State the number of lines that contain the word "React", and add nothing else.

··· ENTRIES

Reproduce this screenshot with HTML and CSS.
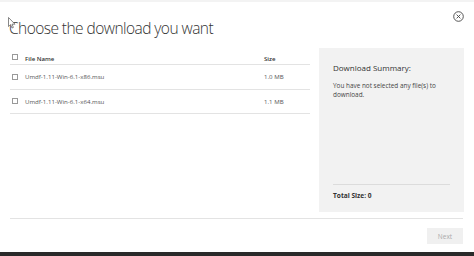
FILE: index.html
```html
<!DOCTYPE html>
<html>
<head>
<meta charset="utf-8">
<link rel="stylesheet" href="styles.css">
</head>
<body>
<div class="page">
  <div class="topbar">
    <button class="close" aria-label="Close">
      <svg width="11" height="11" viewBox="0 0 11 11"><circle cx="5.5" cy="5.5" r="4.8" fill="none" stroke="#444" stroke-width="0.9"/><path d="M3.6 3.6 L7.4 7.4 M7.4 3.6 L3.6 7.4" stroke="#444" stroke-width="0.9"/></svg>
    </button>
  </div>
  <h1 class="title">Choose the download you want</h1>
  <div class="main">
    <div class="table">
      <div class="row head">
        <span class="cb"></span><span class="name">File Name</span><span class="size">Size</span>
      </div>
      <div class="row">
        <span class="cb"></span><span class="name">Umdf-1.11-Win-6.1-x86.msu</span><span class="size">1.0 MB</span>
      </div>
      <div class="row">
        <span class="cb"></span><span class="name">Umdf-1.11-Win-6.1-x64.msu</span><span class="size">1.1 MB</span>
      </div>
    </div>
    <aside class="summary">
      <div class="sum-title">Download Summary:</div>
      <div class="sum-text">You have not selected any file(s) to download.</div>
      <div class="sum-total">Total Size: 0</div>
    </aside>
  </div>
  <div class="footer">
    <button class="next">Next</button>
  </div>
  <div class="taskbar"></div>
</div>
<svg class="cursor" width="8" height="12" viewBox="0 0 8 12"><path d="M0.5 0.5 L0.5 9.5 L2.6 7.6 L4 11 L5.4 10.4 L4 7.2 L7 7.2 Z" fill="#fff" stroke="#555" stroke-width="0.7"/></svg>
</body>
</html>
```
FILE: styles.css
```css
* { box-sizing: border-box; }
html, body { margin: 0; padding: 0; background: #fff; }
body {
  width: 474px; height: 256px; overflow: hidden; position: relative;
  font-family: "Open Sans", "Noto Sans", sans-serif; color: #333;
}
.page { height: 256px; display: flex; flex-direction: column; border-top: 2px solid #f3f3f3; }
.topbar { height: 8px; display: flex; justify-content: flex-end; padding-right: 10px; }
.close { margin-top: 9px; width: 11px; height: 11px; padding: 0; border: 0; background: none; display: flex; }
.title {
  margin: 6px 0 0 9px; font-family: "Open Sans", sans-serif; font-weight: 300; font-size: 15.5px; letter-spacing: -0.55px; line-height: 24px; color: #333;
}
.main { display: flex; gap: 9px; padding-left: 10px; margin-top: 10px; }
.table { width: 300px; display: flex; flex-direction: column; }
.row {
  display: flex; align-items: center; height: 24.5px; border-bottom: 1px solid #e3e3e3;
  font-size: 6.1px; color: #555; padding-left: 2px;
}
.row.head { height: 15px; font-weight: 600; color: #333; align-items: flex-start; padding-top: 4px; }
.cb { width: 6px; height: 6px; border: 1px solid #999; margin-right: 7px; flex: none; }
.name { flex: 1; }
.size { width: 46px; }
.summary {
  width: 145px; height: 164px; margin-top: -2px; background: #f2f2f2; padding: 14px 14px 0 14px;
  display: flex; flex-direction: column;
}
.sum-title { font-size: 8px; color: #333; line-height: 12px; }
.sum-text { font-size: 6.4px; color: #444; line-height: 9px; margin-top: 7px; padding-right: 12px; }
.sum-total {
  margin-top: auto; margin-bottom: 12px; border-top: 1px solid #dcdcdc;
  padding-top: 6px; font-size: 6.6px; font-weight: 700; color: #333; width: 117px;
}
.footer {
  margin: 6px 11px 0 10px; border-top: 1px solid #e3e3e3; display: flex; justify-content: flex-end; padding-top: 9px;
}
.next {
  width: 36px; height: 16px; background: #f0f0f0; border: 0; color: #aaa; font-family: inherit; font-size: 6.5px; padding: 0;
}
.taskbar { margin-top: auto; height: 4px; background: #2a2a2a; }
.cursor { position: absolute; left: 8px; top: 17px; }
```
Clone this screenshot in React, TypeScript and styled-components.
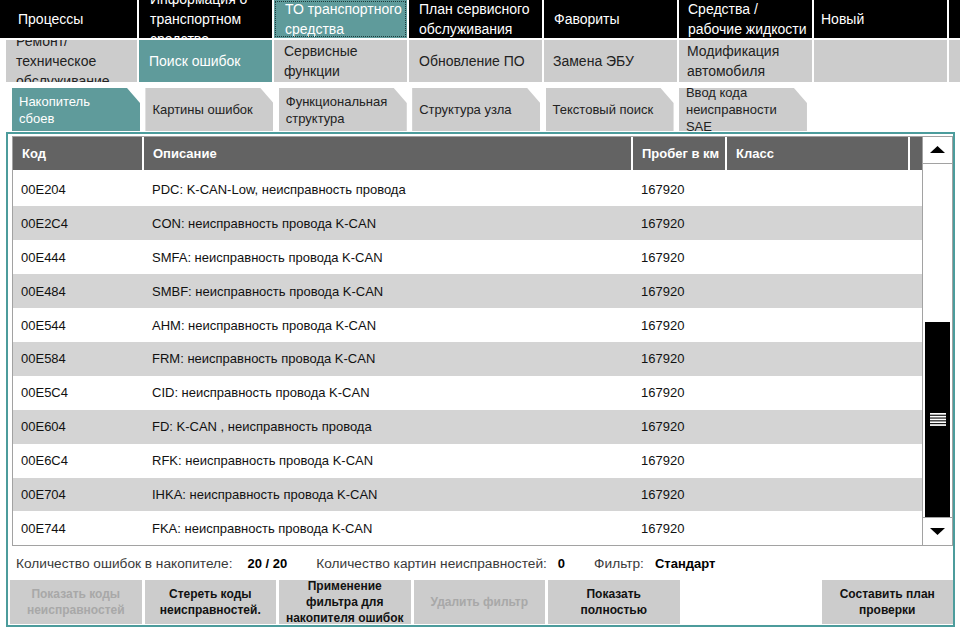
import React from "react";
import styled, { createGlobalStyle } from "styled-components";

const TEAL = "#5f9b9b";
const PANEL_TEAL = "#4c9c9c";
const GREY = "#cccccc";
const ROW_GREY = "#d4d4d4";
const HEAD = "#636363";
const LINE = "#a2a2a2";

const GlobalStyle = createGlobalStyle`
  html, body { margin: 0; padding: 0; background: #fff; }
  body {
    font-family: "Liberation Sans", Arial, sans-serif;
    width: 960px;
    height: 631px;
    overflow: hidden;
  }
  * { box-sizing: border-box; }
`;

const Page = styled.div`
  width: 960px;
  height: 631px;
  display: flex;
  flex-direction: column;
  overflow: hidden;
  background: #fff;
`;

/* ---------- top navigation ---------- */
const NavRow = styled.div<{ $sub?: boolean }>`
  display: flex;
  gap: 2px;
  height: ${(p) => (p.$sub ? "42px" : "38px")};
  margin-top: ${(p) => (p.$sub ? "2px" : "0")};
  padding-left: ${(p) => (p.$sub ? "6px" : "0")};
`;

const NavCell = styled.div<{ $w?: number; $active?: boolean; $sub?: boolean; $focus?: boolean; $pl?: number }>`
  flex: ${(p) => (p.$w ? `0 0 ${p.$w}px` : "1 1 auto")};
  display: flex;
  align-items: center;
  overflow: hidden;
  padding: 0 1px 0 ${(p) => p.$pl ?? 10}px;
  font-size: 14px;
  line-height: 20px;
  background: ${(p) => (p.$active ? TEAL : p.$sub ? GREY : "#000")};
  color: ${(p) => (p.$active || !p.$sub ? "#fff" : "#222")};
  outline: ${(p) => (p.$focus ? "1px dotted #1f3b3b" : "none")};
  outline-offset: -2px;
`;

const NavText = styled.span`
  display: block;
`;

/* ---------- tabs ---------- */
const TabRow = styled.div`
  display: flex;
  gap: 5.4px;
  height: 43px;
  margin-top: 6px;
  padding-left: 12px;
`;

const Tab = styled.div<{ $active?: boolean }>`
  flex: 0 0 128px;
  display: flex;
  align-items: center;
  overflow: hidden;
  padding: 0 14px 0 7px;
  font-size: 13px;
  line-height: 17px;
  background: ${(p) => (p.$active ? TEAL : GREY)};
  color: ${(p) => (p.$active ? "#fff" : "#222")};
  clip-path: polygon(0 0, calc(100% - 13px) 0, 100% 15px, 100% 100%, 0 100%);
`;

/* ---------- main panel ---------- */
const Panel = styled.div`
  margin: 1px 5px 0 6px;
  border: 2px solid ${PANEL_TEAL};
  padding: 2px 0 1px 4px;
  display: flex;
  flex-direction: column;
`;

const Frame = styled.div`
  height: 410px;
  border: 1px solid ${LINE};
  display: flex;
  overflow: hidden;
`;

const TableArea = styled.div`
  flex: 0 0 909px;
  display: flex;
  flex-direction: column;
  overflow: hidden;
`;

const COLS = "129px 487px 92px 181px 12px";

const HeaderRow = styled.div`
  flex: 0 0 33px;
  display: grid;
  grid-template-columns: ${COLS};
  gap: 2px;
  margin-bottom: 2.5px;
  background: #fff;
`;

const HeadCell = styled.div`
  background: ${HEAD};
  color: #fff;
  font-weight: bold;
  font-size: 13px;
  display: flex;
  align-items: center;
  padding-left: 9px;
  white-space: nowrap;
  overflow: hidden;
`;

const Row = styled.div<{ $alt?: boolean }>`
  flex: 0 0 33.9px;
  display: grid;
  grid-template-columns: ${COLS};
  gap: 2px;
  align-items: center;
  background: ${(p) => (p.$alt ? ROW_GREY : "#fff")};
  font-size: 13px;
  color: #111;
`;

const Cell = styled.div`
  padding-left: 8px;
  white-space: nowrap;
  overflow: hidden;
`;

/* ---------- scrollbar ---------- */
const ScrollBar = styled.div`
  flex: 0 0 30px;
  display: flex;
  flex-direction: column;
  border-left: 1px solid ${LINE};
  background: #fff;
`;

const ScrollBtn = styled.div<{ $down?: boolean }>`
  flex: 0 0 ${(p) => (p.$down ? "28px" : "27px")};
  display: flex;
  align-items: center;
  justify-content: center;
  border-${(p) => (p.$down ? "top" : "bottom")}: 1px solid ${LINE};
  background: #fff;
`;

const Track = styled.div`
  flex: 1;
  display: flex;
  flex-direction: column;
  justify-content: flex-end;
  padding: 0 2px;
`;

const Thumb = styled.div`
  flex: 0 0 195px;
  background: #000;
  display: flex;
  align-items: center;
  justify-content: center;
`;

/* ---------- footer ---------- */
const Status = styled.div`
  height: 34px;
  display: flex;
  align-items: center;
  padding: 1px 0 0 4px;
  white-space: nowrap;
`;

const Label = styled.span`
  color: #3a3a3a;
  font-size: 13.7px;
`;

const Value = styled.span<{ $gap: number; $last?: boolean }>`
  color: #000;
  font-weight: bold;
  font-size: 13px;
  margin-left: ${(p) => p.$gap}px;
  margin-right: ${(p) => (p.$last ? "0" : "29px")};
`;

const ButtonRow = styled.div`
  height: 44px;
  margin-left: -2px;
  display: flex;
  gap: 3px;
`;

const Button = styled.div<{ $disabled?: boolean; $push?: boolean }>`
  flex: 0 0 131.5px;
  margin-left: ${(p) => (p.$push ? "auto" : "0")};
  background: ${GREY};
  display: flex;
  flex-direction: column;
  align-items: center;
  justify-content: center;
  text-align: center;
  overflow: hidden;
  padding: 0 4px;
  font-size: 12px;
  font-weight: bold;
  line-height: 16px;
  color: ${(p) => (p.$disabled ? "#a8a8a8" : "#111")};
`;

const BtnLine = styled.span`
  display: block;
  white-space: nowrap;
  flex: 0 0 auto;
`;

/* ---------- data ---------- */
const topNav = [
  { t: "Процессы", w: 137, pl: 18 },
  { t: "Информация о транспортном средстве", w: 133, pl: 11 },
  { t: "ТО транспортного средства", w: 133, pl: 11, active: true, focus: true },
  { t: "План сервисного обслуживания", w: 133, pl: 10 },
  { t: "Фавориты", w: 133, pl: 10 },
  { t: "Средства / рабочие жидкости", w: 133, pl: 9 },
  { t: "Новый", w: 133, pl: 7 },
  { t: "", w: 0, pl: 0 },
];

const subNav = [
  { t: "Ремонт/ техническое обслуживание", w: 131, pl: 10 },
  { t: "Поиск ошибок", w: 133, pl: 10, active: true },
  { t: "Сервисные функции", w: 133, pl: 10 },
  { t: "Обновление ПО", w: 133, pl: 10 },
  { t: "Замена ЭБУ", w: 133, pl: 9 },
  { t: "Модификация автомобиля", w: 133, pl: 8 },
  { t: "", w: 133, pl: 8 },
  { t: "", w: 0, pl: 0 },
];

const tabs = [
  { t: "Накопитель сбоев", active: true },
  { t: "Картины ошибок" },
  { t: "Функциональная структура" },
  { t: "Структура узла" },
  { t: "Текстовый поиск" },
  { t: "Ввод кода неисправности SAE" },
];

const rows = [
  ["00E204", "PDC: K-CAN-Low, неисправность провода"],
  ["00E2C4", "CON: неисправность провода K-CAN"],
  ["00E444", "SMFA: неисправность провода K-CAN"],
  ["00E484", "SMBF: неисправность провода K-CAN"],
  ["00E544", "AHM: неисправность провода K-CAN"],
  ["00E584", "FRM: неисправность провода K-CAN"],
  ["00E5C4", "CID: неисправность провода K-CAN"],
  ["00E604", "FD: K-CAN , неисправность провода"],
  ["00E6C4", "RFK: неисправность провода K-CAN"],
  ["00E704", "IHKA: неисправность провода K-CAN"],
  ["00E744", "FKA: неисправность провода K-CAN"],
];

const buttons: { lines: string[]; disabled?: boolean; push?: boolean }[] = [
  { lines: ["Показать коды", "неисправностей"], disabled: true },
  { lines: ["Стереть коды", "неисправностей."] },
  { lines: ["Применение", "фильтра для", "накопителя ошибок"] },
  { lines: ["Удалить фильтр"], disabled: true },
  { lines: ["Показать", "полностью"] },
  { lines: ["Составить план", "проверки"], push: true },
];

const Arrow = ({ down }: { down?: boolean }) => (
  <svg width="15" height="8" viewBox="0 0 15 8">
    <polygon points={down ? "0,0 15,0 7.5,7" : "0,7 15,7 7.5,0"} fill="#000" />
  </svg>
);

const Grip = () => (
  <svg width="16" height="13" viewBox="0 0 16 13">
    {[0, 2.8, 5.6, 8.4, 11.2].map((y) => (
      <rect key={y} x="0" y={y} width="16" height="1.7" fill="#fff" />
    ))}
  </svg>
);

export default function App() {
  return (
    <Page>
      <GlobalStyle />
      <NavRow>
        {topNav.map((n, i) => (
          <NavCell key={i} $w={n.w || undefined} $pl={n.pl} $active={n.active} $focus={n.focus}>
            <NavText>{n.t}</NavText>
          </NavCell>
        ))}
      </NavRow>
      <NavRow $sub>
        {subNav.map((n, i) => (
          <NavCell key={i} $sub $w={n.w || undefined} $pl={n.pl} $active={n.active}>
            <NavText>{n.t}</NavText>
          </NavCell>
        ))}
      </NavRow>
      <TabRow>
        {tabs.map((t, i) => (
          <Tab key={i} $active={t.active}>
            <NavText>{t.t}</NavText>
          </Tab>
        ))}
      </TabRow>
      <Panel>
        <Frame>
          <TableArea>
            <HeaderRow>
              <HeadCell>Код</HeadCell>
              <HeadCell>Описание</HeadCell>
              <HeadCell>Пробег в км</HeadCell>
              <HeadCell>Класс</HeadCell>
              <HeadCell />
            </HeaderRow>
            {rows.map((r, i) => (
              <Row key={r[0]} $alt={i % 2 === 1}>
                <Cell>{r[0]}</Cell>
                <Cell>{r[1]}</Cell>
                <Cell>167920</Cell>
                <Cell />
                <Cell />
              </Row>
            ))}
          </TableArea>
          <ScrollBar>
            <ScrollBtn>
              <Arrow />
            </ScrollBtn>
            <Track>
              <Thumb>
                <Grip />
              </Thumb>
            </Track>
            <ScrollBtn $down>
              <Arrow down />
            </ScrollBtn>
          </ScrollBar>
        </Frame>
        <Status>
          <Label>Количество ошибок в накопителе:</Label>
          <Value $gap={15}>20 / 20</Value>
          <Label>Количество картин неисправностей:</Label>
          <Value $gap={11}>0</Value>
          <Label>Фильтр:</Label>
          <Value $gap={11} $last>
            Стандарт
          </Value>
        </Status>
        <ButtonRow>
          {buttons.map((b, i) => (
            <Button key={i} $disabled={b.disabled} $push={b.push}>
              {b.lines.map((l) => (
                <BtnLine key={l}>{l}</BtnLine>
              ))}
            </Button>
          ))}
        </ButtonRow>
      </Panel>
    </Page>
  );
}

······

SOLUTION TO THIS PROBLEM:
2